ところで少し細かい話ですが、先ほど1年のうち363日と言っていましたが、残りの2日はどうされていたんですか?
ウメハラ氏:
うちは放任主義な家庭だったんですけど、「12月31日と1月1日だけは家に居ろ」と言われていたので(笑)。普段は何も言われないので、「それだけは聞いておこう」と(笑)。
ブンブン丸氏:
お盆は大丈夫だったんだ(笑)。
ウメハラ氏:
大丈夫でした(笑)。
高橋名人:
え、でも1年でどれくらいお金を使っていたの? 1日あたりでもスゴそうだよね?
ウメハラ氏:
いま思うと恐ろしいんですけど、両親が共働きで、祖母が食事の支度をしてくれていたので、両親からもらっていた食費を使い込んでいました。……だから凄く痩せていましたよ(笑)。
ブンブン丸氏:
そういうヤツっていっぱいいたよね(笑)。
高橋名人:
それで「限られたお金でいかに時間をもたせるか」となると、上手くなるしかないんだよね(笑)。
ブンブン丸氏:
しかも当時はプロ化なんて発想がなかったから、ゲーム以外からゲームのためのお金を得るしかなかったわけで。

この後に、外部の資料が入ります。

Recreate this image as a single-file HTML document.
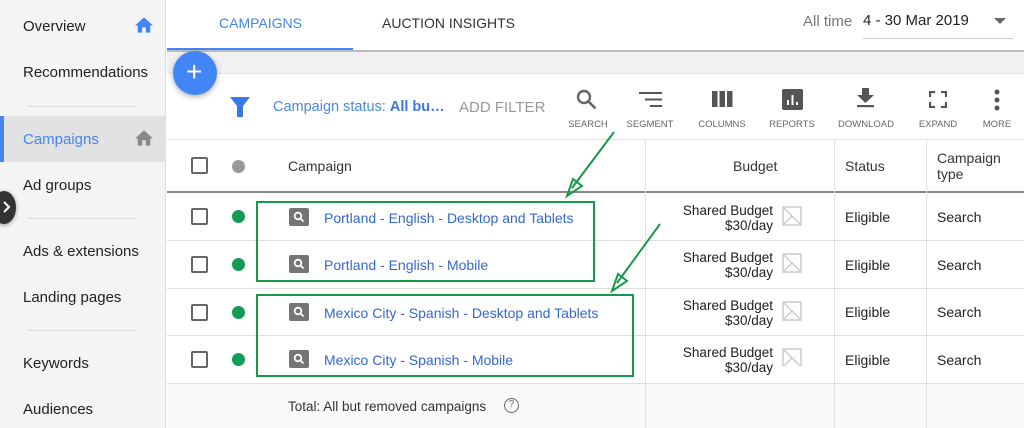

──そういう状況下だと、高橋名人のようにゲームをすることが仕事に繋がる人は憧れになりますね。
ウメハラ氏:
ファミコンブームで高橋名人が活躍されたり、その後に『ストII』ブームで太刀川(アキラ)さんという方がコロコロコミックで漫画になったり、ブンブン丸さんのような『バーチャ』の鉄人たち登場したり……そういう方法があるんだということを意識するきっかけをくれたのは、間違いなく高橋名人だったといまにして思いました。
ブンブン丸氏:
僕は2Dのゲームもやっていたからウメハラくんのことは知っていたんだけど、ウメハラくんにはそういう機会がなかったんだろうね。
ウメハラ氏:
まったくなかったですね(笑)。ただそういう人たちが活躍するのは真横で見ていたので、「僕にも一回でいいからスポットライトが当たらないかなあ」という思いはあったんです。
ですがファミコンブームも『ストII』ブームも『バーチャ』ブームも、ぜんぶ僕の横を通り過ぎて行って(笑)。
──言われてみればそうですね。
ウメハラ氏:
だから22歳ぐらいで、一度ゲームから離れちゃったんですよ。
世の中に強く影響力のある人が「ゲームの世界も結構捨てたもんじゃないらしい」なんて言いながら、いつか自分に気づいてくれるという期待を持ち続けていたんですが、そこで諦めてしまったんです。
──ですが2010年にはプロ宣言され、再びゲームに戻って来られていますよね。
ウメハラ氏:
アメリカの有志たちが「ウメハラが帰ってきたらしいぞ!」と盛り上がってくれたことをきっかけに、2009年の「EVO」【※】に呼んでもらって。そこで優勝し、それを見たゲーム周辺機器メーカーのマッドキャッツが「思いっきりゲームをしてみないか」ってプロに誘ってくれたんです。でもそのときは「いやプロはきついですよ」って感じで(笑)。
でもさんざん考えたあげく、「これ以上得意なことも好きなこともないので、最終的にはこれ以上の仕事はないぞ」と思ったんです。プロに至るまでの悩みや苦労が全体の苦労の90%ぐらいを占めるので、プロになってからの苦労はどうってことないですね(笑)。
──そこまでしてスポットに当たりたかった理由はなんなんでしょうか。
ウメハラ氏:
それも先ほどの名人の活躍に繋がる話で、ゲームって風当りが強いものじゃないですか。誰も最初はみんな素直にゲームを楽しんでいても、思春期になると「ゲームってカッコ悪い」となって離れていきがちだし、大人たちは最初からゲームに対していい印象を持っていない。そういう社会からの評価の低さをずっと感じながらゲームをやっていたんです。
僕も21、22歳ぐらいのときにゲーマーにとって名誉のある「闘劇」や「EVO」といった大会で称賛されたりはしたんですが、でもそれも閉ざされた空間の中で褒められただけで、ゲームに偏見を持っている人たちからの見かたは変わらなかった。
だからテレビにまで出て16連射をしていた名人は、いまも昔も凄いなって思います。
──時代も移って昔に比べればゲームへの風当りはそれなりに弱くなったと思うんですが、ここ最近のeスポーツシーンはウメハラさんの考えていた理想のものに近づいたのでしょうか?
ウメハラ氏:
子どものころに思い描いていたのは、まさにいまのような状態だと思います。でも、いざこういう時代になってみると……ね(笑)。昔のままのアングラな匂いのするほうが僕の性には合っていたかなと思うときもあったりしますけど……子どものころの夢は叶ったと思います。
高橋名人:
でもそういうもんだよ。実際になんでもプロになったら、夢だけじゃなく背負うものもあるわけだし。